=== WORK REQUIRED ===
Pull every line of the entries that has the word "styles".
[START ENTRIES SHOWN]
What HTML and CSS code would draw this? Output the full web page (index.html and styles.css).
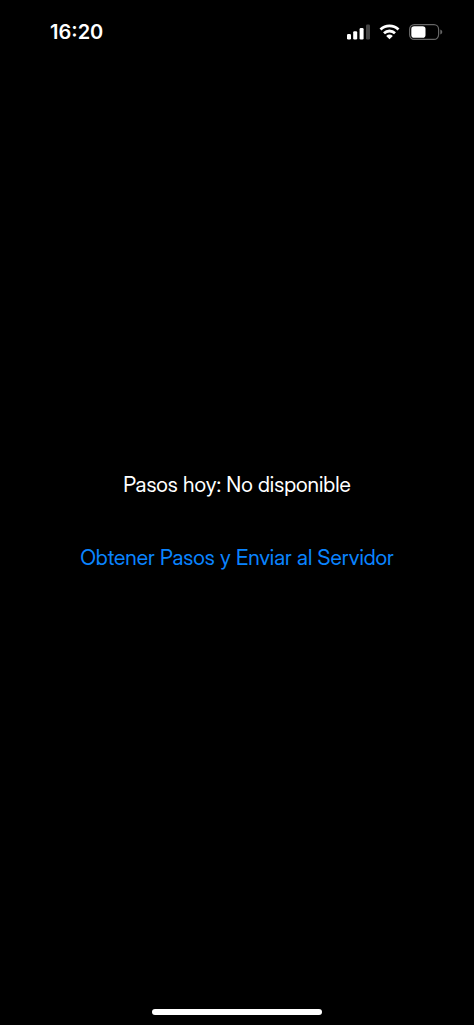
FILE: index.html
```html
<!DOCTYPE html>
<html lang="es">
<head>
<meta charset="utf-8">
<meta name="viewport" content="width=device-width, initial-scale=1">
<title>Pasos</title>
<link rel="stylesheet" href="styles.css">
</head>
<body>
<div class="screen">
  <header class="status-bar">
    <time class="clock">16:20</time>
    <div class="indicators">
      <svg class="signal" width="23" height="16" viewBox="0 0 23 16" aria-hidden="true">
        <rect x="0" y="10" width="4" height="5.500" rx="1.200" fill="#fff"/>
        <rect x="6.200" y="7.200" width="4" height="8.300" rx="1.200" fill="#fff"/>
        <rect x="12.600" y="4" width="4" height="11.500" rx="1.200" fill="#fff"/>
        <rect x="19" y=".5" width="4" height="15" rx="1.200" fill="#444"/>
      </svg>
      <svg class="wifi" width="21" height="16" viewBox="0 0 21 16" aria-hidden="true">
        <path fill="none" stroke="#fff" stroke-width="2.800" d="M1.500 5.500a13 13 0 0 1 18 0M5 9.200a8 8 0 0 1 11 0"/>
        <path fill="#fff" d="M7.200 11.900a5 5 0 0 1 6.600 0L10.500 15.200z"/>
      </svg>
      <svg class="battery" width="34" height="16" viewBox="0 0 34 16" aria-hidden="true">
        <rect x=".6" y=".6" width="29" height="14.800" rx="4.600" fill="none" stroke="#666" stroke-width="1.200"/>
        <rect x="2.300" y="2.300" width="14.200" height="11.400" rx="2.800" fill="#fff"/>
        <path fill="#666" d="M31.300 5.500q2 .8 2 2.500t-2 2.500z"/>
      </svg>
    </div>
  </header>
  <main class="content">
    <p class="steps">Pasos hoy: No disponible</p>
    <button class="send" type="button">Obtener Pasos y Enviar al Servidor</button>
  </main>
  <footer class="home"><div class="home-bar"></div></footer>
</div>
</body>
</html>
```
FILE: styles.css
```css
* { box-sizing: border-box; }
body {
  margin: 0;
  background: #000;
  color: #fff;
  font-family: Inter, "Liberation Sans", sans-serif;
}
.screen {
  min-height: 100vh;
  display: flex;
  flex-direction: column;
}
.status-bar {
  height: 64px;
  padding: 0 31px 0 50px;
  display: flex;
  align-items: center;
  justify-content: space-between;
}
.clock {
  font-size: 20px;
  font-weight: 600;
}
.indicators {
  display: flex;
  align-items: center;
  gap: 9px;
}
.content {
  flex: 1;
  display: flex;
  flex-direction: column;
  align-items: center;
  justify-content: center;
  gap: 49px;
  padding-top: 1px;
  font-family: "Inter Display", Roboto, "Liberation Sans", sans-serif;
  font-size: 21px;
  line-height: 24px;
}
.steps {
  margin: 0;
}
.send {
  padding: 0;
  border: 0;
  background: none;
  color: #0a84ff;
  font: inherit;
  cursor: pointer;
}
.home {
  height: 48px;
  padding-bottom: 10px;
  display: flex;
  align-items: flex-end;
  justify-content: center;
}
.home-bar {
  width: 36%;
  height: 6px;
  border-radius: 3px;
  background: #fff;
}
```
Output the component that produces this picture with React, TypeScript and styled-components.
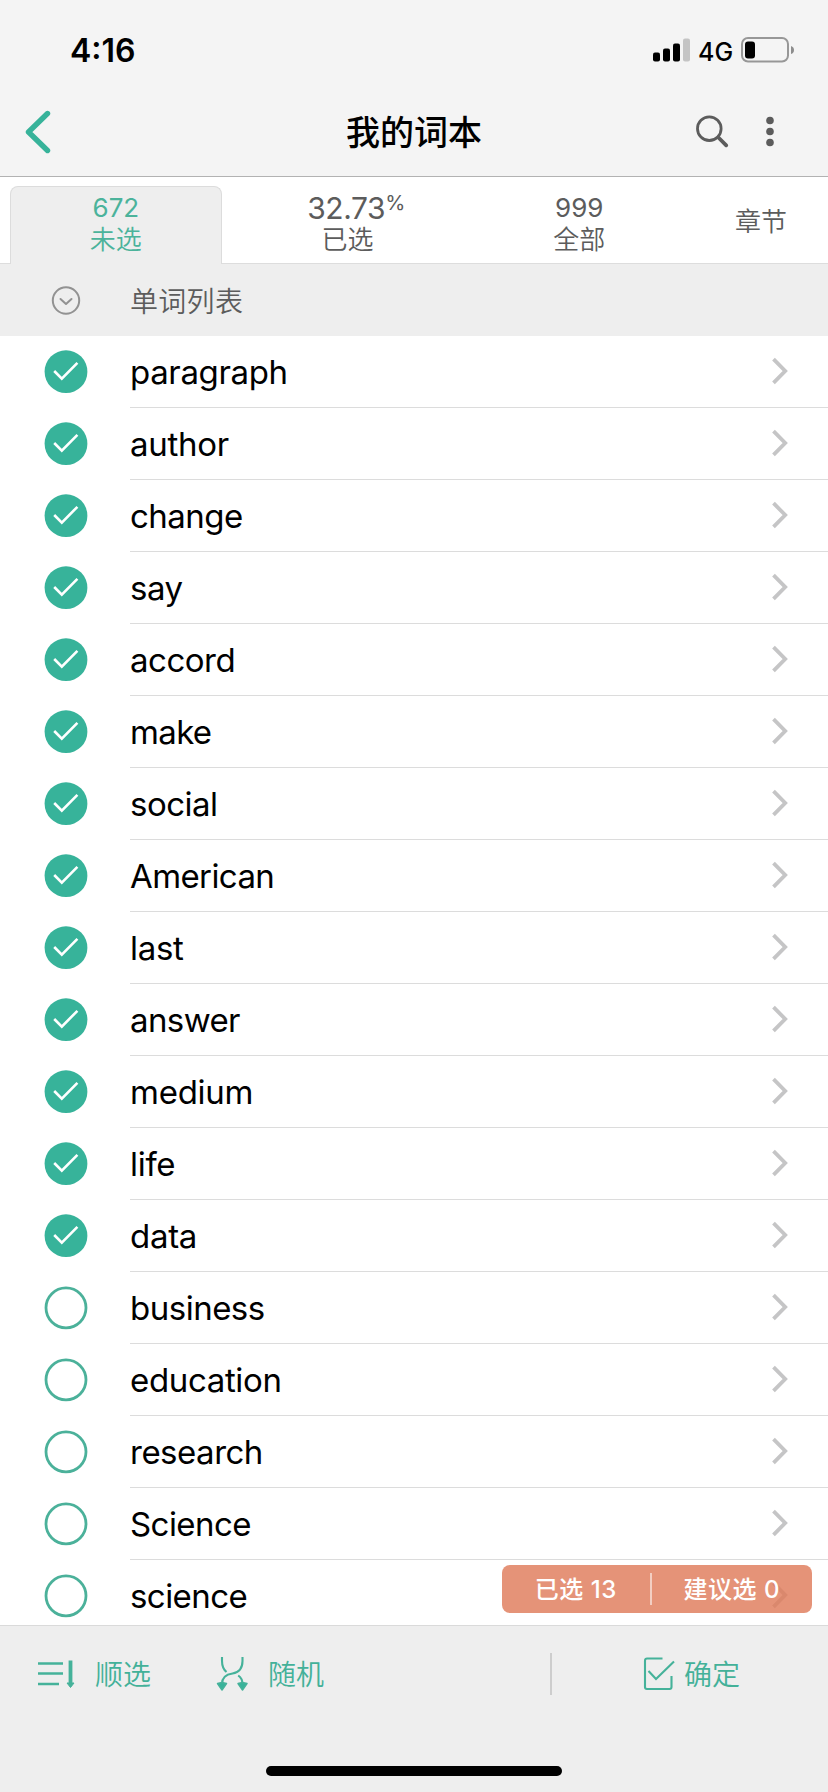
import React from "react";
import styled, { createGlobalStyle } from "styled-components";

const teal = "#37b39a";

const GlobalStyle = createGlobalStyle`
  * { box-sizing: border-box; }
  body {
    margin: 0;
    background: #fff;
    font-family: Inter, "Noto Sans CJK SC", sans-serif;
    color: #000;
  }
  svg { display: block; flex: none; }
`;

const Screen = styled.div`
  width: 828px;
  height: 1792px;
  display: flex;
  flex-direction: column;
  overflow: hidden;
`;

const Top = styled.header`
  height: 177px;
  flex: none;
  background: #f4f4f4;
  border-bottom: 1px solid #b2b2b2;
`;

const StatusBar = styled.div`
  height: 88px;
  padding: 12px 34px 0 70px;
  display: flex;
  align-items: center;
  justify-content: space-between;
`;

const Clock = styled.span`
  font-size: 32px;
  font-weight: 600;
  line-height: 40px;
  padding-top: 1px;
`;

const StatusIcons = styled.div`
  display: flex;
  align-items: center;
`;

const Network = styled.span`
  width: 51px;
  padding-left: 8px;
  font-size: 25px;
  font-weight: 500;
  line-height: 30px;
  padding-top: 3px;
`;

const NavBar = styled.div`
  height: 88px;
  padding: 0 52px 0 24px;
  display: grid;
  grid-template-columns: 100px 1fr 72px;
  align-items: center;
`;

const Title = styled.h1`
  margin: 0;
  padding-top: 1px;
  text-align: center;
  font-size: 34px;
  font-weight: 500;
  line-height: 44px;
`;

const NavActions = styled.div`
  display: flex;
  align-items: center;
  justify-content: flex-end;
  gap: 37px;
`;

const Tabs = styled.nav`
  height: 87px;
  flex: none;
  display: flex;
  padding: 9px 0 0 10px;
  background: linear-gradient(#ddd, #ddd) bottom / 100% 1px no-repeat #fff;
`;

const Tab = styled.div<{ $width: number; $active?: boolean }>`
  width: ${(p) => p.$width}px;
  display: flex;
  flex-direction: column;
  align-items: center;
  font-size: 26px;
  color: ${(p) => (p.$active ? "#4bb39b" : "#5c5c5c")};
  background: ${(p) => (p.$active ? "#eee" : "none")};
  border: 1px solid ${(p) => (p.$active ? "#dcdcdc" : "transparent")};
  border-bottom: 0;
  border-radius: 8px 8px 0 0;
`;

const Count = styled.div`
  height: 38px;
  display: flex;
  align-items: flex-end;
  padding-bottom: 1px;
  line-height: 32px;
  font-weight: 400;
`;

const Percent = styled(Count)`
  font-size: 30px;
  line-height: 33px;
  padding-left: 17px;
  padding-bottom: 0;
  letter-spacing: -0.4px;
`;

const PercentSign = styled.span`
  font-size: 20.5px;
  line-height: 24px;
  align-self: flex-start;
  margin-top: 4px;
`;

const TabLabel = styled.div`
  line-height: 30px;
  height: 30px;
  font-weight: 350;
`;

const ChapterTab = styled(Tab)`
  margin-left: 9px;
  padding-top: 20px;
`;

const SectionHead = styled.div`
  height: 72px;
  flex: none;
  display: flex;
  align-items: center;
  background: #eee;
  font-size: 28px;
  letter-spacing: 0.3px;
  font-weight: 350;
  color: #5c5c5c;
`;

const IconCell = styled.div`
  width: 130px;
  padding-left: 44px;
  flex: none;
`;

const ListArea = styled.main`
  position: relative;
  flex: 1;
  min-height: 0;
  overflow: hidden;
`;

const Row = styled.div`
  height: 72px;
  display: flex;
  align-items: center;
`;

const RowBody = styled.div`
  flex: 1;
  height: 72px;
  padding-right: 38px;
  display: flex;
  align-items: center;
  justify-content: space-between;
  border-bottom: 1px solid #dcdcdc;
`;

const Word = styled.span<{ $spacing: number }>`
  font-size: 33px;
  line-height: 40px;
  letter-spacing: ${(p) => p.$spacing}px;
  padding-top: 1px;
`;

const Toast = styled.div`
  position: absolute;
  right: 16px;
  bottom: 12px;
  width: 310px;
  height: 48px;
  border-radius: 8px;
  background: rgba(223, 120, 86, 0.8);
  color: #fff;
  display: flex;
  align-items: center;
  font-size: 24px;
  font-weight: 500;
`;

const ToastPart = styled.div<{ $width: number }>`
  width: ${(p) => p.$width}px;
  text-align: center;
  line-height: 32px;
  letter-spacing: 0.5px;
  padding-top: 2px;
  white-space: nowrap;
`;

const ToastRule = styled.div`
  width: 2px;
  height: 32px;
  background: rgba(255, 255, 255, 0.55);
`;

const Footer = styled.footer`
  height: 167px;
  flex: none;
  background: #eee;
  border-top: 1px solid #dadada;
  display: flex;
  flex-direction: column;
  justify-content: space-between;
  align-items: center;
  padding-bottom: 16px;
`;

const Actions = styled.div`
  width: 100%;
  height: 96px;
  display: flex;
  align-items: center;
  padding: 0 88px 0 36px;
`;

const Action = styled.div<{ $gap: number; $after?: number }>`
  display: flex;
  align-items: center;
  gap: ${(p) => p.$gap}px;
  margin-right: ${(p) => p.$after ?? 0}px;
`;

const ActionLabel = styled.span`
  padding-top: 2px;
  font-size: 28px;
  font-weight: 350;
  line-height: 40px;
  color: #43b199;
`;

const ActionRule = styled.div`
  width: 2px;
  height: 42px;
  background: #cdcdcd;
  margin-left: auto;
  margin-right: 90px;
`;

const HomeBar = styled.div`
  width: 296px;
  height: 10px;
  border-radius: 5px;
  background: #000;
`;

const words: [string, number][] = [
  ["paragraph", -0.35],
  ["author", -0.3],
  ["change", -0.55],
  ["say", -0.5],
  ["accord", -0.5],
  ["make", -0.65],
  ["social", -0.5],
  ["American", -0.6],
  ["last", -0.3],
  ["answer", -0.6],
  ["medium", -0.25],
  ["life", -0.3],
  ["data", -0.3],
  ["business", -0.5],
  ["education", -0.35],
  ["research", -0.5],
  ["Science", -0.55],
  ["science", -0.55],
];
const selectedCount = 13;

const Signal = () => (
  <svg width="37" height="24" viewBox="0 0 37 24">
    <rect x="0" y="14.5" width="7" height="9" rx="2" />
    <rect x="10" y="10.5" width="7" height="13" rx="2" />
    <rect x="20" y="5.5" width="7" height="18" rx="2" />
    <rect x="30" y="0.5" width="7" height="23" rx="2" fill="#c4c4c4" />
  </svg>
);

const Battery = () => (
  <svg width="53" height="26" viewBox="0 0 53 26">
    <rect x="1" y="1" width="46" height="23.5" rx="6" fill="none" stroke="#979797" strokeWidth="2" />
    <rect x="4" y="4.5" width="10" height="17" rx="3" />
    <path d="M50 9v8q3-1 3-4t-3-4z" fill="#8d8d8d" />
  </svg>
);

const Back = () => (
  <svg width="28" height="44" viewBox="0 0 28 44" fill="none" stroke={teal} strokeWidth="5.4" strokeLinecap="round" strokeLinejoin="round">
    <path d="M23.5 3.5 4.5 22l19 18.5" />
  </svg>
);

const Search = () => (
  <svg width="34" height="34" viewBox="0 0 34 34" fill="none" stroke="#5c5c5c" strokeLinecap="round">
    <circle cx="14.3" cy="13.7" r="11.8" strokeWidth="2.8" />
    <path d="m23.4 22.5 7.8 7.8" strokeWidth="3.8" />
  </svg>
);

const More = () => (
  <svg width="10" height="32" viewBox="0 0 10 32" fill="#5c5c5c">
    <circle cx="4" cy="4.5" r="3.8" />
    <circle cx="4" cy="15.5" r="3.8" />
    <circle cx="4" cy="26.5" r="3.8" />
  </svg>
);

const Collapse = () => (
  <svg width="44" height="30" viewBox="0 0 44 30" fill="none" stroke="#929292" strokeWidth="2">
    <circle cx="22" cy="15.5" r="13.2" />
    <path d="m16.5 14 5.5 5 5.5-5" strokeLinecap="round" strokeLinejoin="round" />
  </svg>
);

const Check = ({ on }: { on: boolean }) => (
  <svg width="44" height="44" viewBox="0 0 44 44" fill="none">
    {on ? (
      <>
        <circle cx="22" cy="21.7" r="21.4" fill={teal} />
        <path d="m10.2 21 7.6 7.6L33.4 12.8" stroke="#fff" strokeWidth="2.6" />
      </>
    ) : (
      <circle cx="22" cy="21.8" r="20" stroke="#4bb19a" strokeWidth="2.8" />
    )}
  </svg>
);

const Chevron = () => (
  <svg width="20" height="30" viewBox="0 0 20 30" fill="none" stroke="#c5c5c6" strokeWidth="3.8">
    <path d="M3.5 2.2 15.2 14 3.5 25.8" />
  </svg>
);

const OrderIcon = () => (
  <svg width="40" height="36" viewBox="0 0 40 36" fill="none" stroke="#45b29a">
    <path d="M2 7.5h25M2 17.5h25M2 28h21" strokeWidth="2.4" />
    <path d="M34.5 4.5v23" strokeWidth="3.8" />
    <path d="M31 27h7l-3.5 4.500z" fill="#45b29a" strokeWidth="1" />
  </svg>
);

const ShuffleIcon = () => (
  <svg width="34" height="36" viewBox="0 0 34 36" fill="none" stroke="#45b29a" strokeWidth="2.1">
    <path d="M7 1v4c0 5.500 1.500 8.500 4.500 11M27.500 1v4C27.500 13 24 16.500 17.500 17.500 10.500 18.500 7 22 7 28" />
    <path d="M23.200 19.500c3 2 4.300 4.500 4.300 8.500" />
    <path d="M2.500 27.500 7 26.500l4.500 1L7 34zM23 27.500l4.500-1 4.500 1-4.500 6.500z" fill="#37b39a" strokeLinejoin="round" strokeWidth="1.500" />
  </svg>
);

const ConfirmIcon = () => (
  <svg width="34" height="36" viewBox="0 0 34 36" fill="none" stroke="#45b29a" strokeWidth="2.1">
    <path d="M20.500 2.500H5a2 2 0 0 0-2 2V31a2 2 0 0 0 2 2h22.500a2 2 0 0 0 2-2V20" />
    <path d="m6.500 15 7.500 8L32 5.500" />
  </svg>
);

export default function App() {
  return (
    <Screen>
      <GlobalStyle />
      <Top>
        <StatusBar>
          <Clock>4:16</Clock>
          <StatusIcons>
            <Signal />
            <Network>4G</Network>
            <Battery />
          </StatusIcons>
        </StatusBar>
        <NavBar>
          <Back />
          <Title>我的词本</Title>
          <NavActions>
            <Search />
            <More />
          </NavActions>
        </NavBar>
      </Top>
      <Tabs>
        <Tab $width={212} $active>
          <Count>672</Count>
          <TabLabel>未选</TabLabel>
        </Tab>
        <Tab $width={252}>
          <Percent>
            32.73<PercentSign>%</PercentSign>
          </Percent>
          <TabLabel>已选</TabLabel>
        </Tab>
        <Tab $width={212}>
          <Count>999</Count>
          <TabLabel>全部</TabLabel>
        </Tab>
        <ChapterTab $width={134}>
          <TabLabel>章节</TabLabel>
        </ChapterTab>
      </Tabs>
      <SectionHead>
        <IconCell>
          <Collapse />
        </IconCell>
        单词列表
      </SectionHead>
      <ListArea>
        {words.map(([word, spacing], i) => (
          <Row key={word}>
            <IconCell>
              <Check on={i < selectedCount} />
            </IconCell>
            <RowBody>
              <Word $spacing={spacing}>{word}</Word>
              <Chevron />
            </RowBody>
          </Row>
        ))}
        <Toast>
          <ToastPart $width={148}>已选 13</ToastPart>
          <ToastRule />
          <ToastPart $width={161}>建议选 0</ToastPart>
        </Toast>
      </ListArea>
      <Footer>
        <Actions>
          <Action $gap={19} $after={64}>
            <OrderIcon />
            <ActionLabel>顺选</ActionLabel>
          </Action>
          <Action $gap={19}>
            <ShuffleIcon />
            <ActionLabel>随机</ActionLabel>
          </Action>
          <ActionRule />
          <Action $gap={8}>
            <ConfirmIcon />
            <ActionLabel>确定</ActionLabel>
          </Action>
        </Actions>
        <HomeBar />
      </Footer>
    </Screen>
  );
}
[END ENTRIES SHOWN]
=== PROBLEM SOLUTION ===
What HTML and CSS code would draw this? Output the full web page (index.html and styles.css).
<link rel="stylesheet" href="styles.css">
FILE: styles.css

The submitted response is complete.